Der innere Zusammenhang von kapitalistischer Krise, EU-Austeritätspolitik und europäischem Rechtsruck erfordert einen grenzübergreifend antinationalen Handlungsansatz. Die antiautoriäre Bewegung muss werden, was Staat, Kapital und rechte Ideologie längst sind: international. In Österreich, Belgien, Dänemark, Frankreich, Deutschland, Griechenland, Italien, den Niederlanden und Spanien finden vom 15. bis 25. Mai 2014 Aktionstage gegen die kapitalistische Krise und die Austeritätspolitik der EU statt. Nehmen wir das zum Anlass, auf den umfassend gesellschaftlichen Charakter der gegenwärtigen Krise aufmerksam zu machen, falschen „Alternativen“ eine Absage zu erteilen und für eine soziale Perspektive jenseits von Kapitalismus und Herrschaft zu kämpfen!
Gegen Kapitalismus, EU und europäischen Rechtsruck!

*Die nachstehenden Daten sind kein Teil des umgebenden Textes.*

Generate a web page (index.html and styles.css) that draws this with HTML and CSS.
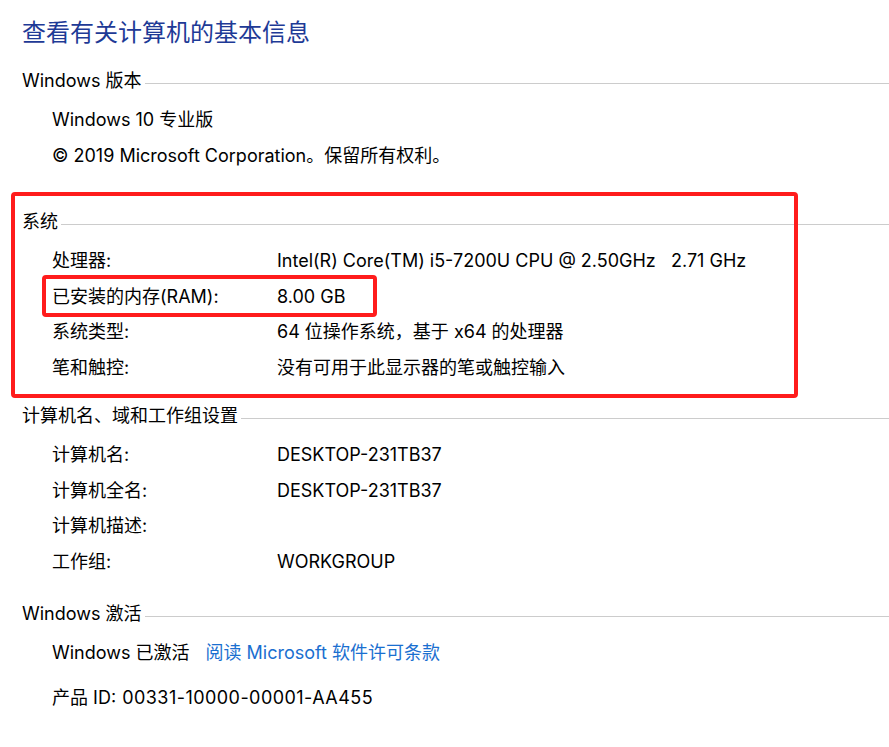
FILE: index.html
```html
<!DOCTYPE html>
<html lang="zh-CN">
<head>
<meta charset="utf-8">
<title>系统</title>
<link rel="stylesheet" href="styles.css">
</head>
<body>
<div class="page">
  <h1 class="title">查看有关计算机的基本信息</h1>

  <section class="sec sec-edition">
    <div class="sec-head"><span>Windows 版本</span><i class="rule"></i></div>
    <div class="line">Windows 10 专业版</div>
    <div class="line">© 2019 Microsoft Corporation。保留所有权利。</div>
  </section>

  <section class="sec sec-system">
    <div class="mark mark-outer"></div>
    <div class="mark mark-inner"></div>
    <div class="sec-head"><span>系统</span><i class="rule"></i></div>
    <div class="grid">
      <div>处理器:</div><div>Intel(R) Core(TM) i5-7200U CPU @ 2.50GHz&nbsp;&nbsp;&nbsp;2.71 GHz</div>
      <div>已安装的内存(RAM):</div><div>8.00 GB</div>
      <div>系统类型:</div><div>64 位操作系统，基于 x64 的处理器</div>
      <div>笔和触控:</div><div>没有可用于此显示器的笔或触控输入</div>
    </div>
  </section>

  <section class="sec sec-name">
    <div class="sec-head"><span>计算机名、域和工作组设置</span><i class="rule"></i></div>
    <div class="grid">
      <div>计算机名:</div><div>DESKTOP-231TB37</div>
      <div>计算机全名:</div><div>DESKTOP-231TB37</div>
      <div>计算机描述:</div><div></div>
      <div>工作组:</div><div>WORKGROUP</div>
    </div>
  </section>

  <section class="sec sec-activation">
    <div class="sec-head"><span>Windows 激活</span><i class="rule"></i></div>
    <div class="line">Windows 已激活<a class="link" href="#">阅读 Microsoft 软件许可条款</a></div>
    <div class="line pid">产品 ID: <span class="pid-num">00331-10000-00001-AA455</span></div>
  </section>
</div>
</body>
</html>
```

FILE: styles.css
```css
html, body {
  margin: 0;
  padding: 0;
  background: #ffffff;
}

body {
  font-family: "Segoe UI", "Inter", "Noto Sans CJK SC", sans-serif;
  font-size: 18px;
  color: #000000;
  overflow: hidden;
}

.page {
  padding: 17px 0 0 22px;
}

.title {
  margin: 0 0 14px 0;
  font-size: 24px;
  line-height: 32px;
  font-weight: normal;
  color: #1e3a96;
}

.sec {
  position: relative;
}

.sec-head {
  display: flex;
  align-items: center;
  height: 36px;
  line-height: 36px;
  margin-bottom: 3px;
}

.sec-head span {
  white-space: nowrap;
}

.rule {
  flex: 1;
  height: 0;
  border-top: 1px solid #cccccc;
  margin: 4px 0 0 3px;
}

.line {
  padding-left: 30px;
  line-height: 35.5px;
  white-space: nowrap;
}

.grid {
  display: grid;
  grid-template-columns: 225px 1fr;
  padding-left: 30px;
  line-height: 35.5px;
  white-space: nowrap;
}

.grid > div {
  min-height: 35.5px;
}

.sec-edition { margin-bottom: 31px; }
.sec-system { margin-bottom: 13px; }
.sec-name { margin-bottom: 17px; }

.pid { margin-top: 9.5px; }

.pid-num {
  letter-spacing: 0.45px;
  margin-left: 1px;
}

.link {
  color: #1a6fd0;
  text-decoration: none;
  margin-left: 16px;
}

.mark {
  position: absolute;
  box-sizing: border-box;
  border: 4px solid #ff1c1c;
  border-radius: 4px;
  pointer-events: none;
}

.mark-outer {
  left: -11px;
  top: -12px;
  width: 787px;
  height: 206px;
}

.mark-inner {
  left: 20px;
  top: 71px;
  width: 335px;
  height: 42px;
}
```
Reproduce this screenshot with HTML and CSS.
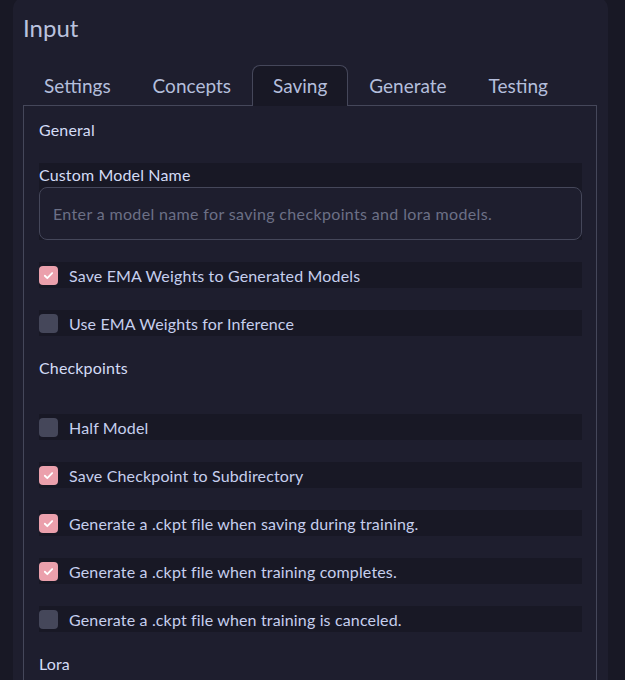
FILE: index.html
```html
<!DOCTYPE html>
<html>
<head>
<meta charset="utf-8">
<link rel="stylesheet" href="styles.css">
</head>
<body>
<div class="panel">
  <div class="title">Input</div>
  <div class="tabs">
    <div class="tab">Settings</div>
    <div class="tab">Concepts</div>
    <div class="tab active">Saving</div>
    <div class="tab">Generate</div>
    <div class="tab">Testing</div>
  </div>
  <div class="content">
    <div class="heading">General</div>
    <div class="field">
      <div class="field-label">Custom Model Name</div>
      <div class="input">Enter a model name for saving checkpoints and lora models.</div>
    </div>
    <div class="check checked"><span class="box"><svg viewBox="0 0 16 16" width="13" height="13"><path d="M3.5 8.3l3 3 6-6.3" fill="none" stroke="#fff" stroke-width="2.2" stroke-linecap="round" stroke-linejoin="round"/></svg></span>Save EMA Weights to Generated Models</div>
    <div class="check"><span class="box"></span>Use EMA Weights for Inference</div>
    <div class="heading h2">Checkpoints</div>
    <div class="check first"><span class="box"></span>Half Model</div>
    <div class="check checked"><span class="box"><svg viewBox="0 0 16 16" width="13" height="13"><path d="M3.5 8.3l3 3 6-6.3" fill="none" stroke="#fff" stroke-width="2.2" stroke-linecap="round" stroke-linejoin="round"/></svg></span>Save Checkpoint to Subdirectory</div>
    <div class="check checked"><span class="box"><svg viewBox="0 0 16 16" width="13" height="13"><path d="M3.5 8.3l3 3 6-6.3" fill="none" stroke="#fff" stroke-width="2.2" stroke-linecap="round" stroke-linejoin="round"/></svg></span>Generate a .ckpt file when saving during training.</div>
    <div class="check checked"><span class="box"><svg viewBox="0 0 16 16" width="13" height="13"><path d="M3.5 8.3l3 3 6-6.3" fill="none" stroke="#fff" stroke-width="2.2" stroke-linecap="round" stroke-linejoin="round"/></svg></span>Generate a .ckpt file when training completes.</div>
    <div class="check"><span class="box"></span>Generate a .ckpt file when training is canceled.</div>
    <div class="heading h3">Lora</div>
  </div>
</div>
</body>
</html>
```
FILE: styles.css
```css
html, body {
  margin: 0;
  padding: 0;
  background: #181825;
  font-family: "Lato", "Liberation Sans", sans-serif;
  color: #cdd6f4;
  overflow: hidden;
  height: 680px;
}
.panel {
  margin: -2px 0 0 13px;
  width: 595px;
  height: 700px;
  background: #1e1e2e;
  border-radius: 10px;
  padding: 0 11px 0 10px;
  box-sizing: border-box;
  overflow: hidden;
}
.title {
  padding-top: 15px;
  font-size: 24px;
  line-height: 30px;
  color: #bac2de;
  height: 30px;
}
.tabs {
  display: flex;
  margin-top: 22px;
  height: 40px;
}
.tab {
  padding: 0 20px;
  font-size: 19px;
  line-height: 40px;
  color: #b4bedc;
  border: 1px solid transparent;
  border-bottom: none;
  border-radius: 8px 8px 0 0;
}
.tab.active {
  background: #181825;
  border-color: #45475a;
  position: relative;
  z-index: 1;
  margin-bottom: -1px;
  height: 41px;
  box-sizing: border-box;
}
.content {
  border: 1px solid #45475a;
  border-bottom: none;
  padding: 12px 14px 0 15px;
  height: 580px;
}
.heading {
  font-size: 16px;
  line-height: 24px;
  color: #d4dcf6;
  letter-spacing: 0.15px;
}
.field {
  margin-top: 21px;
  background: #181825;
  height: 77px;
}
.field-label {
  font-size: 16px;
  line-height: 24px;
  color: #d4dcf6;
  letter-spacing: 0.15px;
}
.input {
  height: 53px;
  box-sizing: border-box;
  border: 1px solid #45475a;
  border-radius: 8px;
  padding: 0 13px;
  line-height: 51px;
  font-size: 16px;
  letter-spacing: 0.35px;
  color: #6c7086;
  background: #1e1e2e;
}
.check {
  display: flex;
  align-items: center;
  height: 26px;
  margin-top: 22px;
  background: #181825;
  font-size: 16px;
  letter-spacing: 0.15px;
  color: #c6cfee;
}
.check .box {
  width: 19px;
  height: 19px;
  border-radius: 4px;
  background: #45475a;
  margin-right: 11px;
  display: flex;
  align-items: center;
  justify-content: center;
  flex: none;
}
.check.checked .box {
  background: #eba0ac;
}
.h2 {
  margin-top: 20px;
}
.check.first {
  margin-top: 34px;
}
.h3 {
  margin-top: 20px;
}
```
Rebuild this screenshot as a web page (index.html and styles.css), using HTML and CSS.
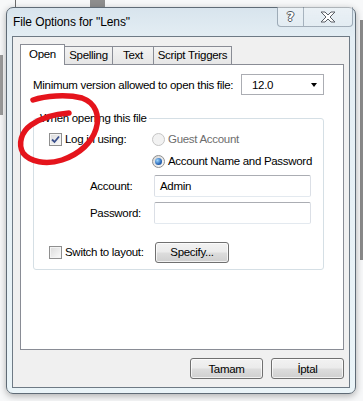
FILE: index.html
```html
<!DOCTYPE html>
<html lang="tr">
<head>
    <meta charset="UTF-8">
    <meta name="viewport" content="width=device-width, initial-scale=1.0">
    <title>File Options for "Lens"</title>
    <link rel="stylesheet" href="styles.css">
</head>
<body>
    <div class="window">
        <div class="titlebar">
            <span class="title">File Options for "Lens"</span>
            <div class="caption">
                <span class="cap-btn help">?</span>
                <span class="cap-btn close">
                    <svg width="16" height="12" viewBox="-1 -1 16 12">
                        <path d="M0,0 h4 l3,3 l3,-3 h4 l-5,5 l5,5 h-4 l-3,-3 l-3,3 h-4 l5,-5 z" fill="#fff" stroke="#5a5f66" stroke-width="1" stroke-linejoin="round"/>
                    </svg>
                </span>
            </div>
        </div>

        <div class="client">
            <div class="tabs">
                <span class="tab active tab-open">Open</span>
                <span class="tab tab-spelling">Spelling</span>
                <span class="tab tab-text">Text</span>
                <span class="tab tab-script">Script Triggers</span>
            </div>

            <div class="panel">
                <div class="version-row">
                    <span>Minimum version allowed to open this file:</span>
                    <div class="select">
                        <span>12.0</span>
                        <span class="arrow"></span>
                    </div>
                </div>

                <fieldset class="group">
                    <legend>When opening this file</legend>
                    <div class="group-body">
                        <div class="login-row">
                            <label class="check">
                                <span class="box checked">
                                    <svg width="9" height="9" viewBox="0 0 9 9">
                                        <path d="M1,4.5 L3.5,7 L8,1.5" fill="none" stroke="#3a4f8c" stroke-width="1.8"/>
                                    </svg>
                                </span>
                                Log in using:
                            </label>
                            <div class="radios">
                                <label class="radio disabled"><span class="dot"></span>Guest Account</label>
                                <label class="radio"><span class="dot on"></span>Account Name and Password</label>
                            </div>
                        </div>

                        <div class="fields">
                            <span class="field-label">Account:</span>
                            <div class="input">Admin</div>
                            <span class="field-label">Password:</span>
                            <div class="input"></div>
                        </div>

                        <div class="layout-row">
                            <label class="check layout-check"><span class="box"></span>Switch to layout:</label>
                            <button class="btn specify">Specify...</button>
                        </div>
                    </div>
                </fieldset>
            </div>

            <div class="footer">
                <button class="btn">Tamam</button>
                <button class="btn">İptal</button>
            </div>
        </div>
    </div>

    <!-- red marker drawn over the screenshot -->
    <svg class="annotation" width="363" height="401" viewBox="0 0 363 401">
        <path d="M33,100 C45,96 66,94 82,98 C96,103 100,116 96,129 C92,142 80,154 62,160 C46,165 30,162 23,153 C18,144 21,132 31,125 C41,118 54,114 69,113"
              fill="none" stroke="#e5141c" stroke-width="5.5" stroke-linecap="round" stroke-linejoin="round"/>
    </svg>
</body>
</html>
```

FILE: styles.css
```css
body {
    margin: 0;
    width: 363px;
    height: 401px;
    overflow: hidden;
    position: relative;
    font-family: "Liberation Sans", Arial, sans-serif;
    font-size: 11.5px;
    letter-spacing: -0.3px;
    white-space: nowrap;
    color: #000;
    background:
        linear-gradient(#8e8e8e, #8e8e8e) 90px 0 / 15px 12px no-repeat,
        linear-gradient(#6d6d6d, #6d6d6d) 15px 0 / 1px 9px no-repeat,
        linear-gradient(#8a8a8a, #8a8a8a) 360px 20px / 3px 240px no-repeat,
        linear-gradient(#9a9a9a, #9a9a9a) 0 55px / 3px 60px no-repeat,
        #f7f8f9;
}
.window {
    margin: 7px 0 0 6px;
    width: 350px;
    height: 387px;
    box-sizing: border-box;
    border: 1px solid #5f6b76;
    border-radius: 7px;
    padding: 0 5px 5px;
    background: linear-gradient(#d8e4ed, #e4eef4 30px, #eaf4f8);
    box-shadow: 0 2px 7px rgba(0, 0, 0, 0.3);
    display: flex;
    flex-direction: column;
}
.titlebar {
    height: 28px;
    display: flex;
    align-items: center;
    flex: none;
}
.title {
    padding-left: 1px;
    font-size: 12px;
    letter-spacing: -0.1px;
}
.caption {
    align-self: flex-start;
    margin-left: auto;
    margin-right: -3px;
    margin-top: -1px;
    display: flex;
    height: 19px;
    border: 1px solid rgba(70, 90, 110, 0.45);
    border-top: none;
    border-radius: 0 0 4px 4px;
    background: linear-gradient(rgba(255, 255, 255, 0.5), rgba(255, 255, 255, 0.15));
}
.cap-btn {
    display: flex;
    align-items: center;
    justify-content: center;
}
.help {
    width: 25px;
    border-right: 1px solid rgba(70, 90, 110, 0.4);
    color: #fff;
    font-family: "DejaVu Sans", sans-serif;
    font-weight: bold;
    font-size: 13px;
    letter-spacing: 0;
    text-shadow: 1px 0 #50555c, -1px 0 #50555c, 0 1px #50555c, 0 -1px #50555c;
}
.close {
    width: 48px;
}
.client {
    flex: none;
    height: 352px;
    box-sizing: border-box;
    border: 1px solid #6e7a85;
    background: #f0f0f0;
    padding: 7px 5px 0 7px;
    display: flex;
    flex-direction: column;
}
.tabs {
    display: flex;
    align-items: flex-end;
    height: 20px;
}
.tab {
    height: 18px;
    box-sizing: border-box;
    border: 1px solid #898c95;
    border-bottom: none;
    margin-left: -1px;
    background: linear-gradient(#f3f3f3, #e6e6e6);
    text-align: center;
    line-height: 17px;
}
.tab.active {
    position: relative;
    z-index: 2;
    height: 21px;
    margin-bottom: -1px;
    margin-left: 0;
    background: #fff;
    line-height: 19px;
}
.tab-open { width: 45px; }
.tab-spelling { width: 49px; }
.tab-text { width: 42px; }
.tab-script { width: 79px; }
.panel {
    width: 324px;
    height: 286px;
    box-sizing: border-box;
    border: 1px solid #898c95;
    background: #fff;
    padding: 9px 0 0 12px;
}
.version-row {
    width: 291px;
    height: 21px;
    display: flex;
    align-items: center;
}
.select {
    margin-left: auto;
    width: 83px;
    height: 21px;
    box-sizing: border-box;
    border: 1px solid #abadb3;
    display: flex;
    align-items: center;
    padding-left: 10px;
}
.arrow {
    margin-left: auto;
    margin-right: 6px;
    width: 0;
    height: 0;
    border-left: 3.5px solid transparent;
    border-right: 3.5px solid transparent;
    border-top: 4px solid #000;
}
.group {
    margin: 15px 0 0;
    width: 291px;
    box-sizing: border-box;
    border: 1px solid #d5dfe5;
    border-radius: 3px;
    padding: 0 0 6px;
}
.group legend {
    margin-left: 4px;
    padding: 0 2px;
    line-height: 16px;
}
.group-body {
    padding: 2px 0 0 15px;
}
.login-row {
    display: grid;
    grid-template-columns: 103px 1fr;
}
.check {
    display: flex;
    align-items: center;
    height: 22px;
}
.box {
    width: 13px;
    height: 13px;
    box-sizing: border-box;
    border: 1px solid #8f8f8f;
    margin-right: 3px;
    background: linear-gradient(135deg, #dadada, #fbfbfb);
    box-shadow: inset 0 0 0 1px #f4f4f4;
    display: flex;
    align-items: center;
    justify-content: center;
}
.radio {
    display: flex;
    align-items: center;
    height: 22px;
}
.radio.disabled {
    color: #6d6d6d;
}
.dot {
    width: 13px;
    height: 13px;
    box-sizing: border-box;
    border-radius: 50%;
    border: 1px solid #8f8f8f;
    margin-right: 3px;
    background: linear-gradient(135deg, #d6d6d6, #fbfbfb);
    display: flex;
    align-items: center;
    justify-content: center;
}
.disabled .dot {
    border-color: #c5c5c5;
    background: #f2f2f2;
}
.dot.on::after {
    content: "";
    width: 7px;
    height: 7px;
    border-radius: 50%;
    background: radial-gradient(circle at 35% 35%, #9fd8ff, #2a68b8 60%, #163f7a);
}
.fields {
    margin: 3px 0 0 41px;
    display: grid;
    grid-template-columns: 64px 157px;
    row-gap: 5px;
    align-items: center;
}
.input {
    height: 22px;
    box-sizing: border-box;
    border: 1px solid #dbdfe6;
    border-top-color: #abadb3;
    border-bottom-color: #e3e9ef;
    border-radius: 2px;
    background: #fff;
    padding-left: 5px;
    line-height: 20px;
}
.layout-row {
    margin-top: 17px;
    display: flex;
    align-items: center;
}
.layout-check {
    width: 106px;
}
.btn {
    font-family: inherit;
    font-size: 11.5px;
    letter-spacing: -0.3px;
    color: #000;
    width: 73px;
    height: 21px;
    box-sizing: border-box;
    padding: 0;
    border: 1px solid #707070;
    border-radius: 3px;
    background: linear-gradient(#f2f2f2 0%, #ebebeb 48%, #dddddd 52%, #cfcfcf 100%);
    box-shadow: inset 0 0 0 1px rgba(255, 255, 255, 0.7);
}
.specify {
    width: 74px;
}
.footer {
    margin-top: 8px;
    display: flex;
    justify-content: flex-end;
    gap: 8px;
}
.annotation {
    position: absolute;
    top: 0;
    left: 0;
    pointer-events: none;
}
```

AfD-Wahlkampf sabotieren!
Samstag | 17. Mai 2014 | 12 Uhr | Oranienplatz | Berlin
www.mayofsolidarity.org | www.antifa.blockupy.org
Unterstützer*innen:
Antifa Friedrichshain (AFH)
Antifa Jugendaktion Kreuzberg (AJAK)
Antifaschistische Initiative Nordost (AINO)
Autonome Neuköllner Antifa (ANA)
North East Antifascists (NEA)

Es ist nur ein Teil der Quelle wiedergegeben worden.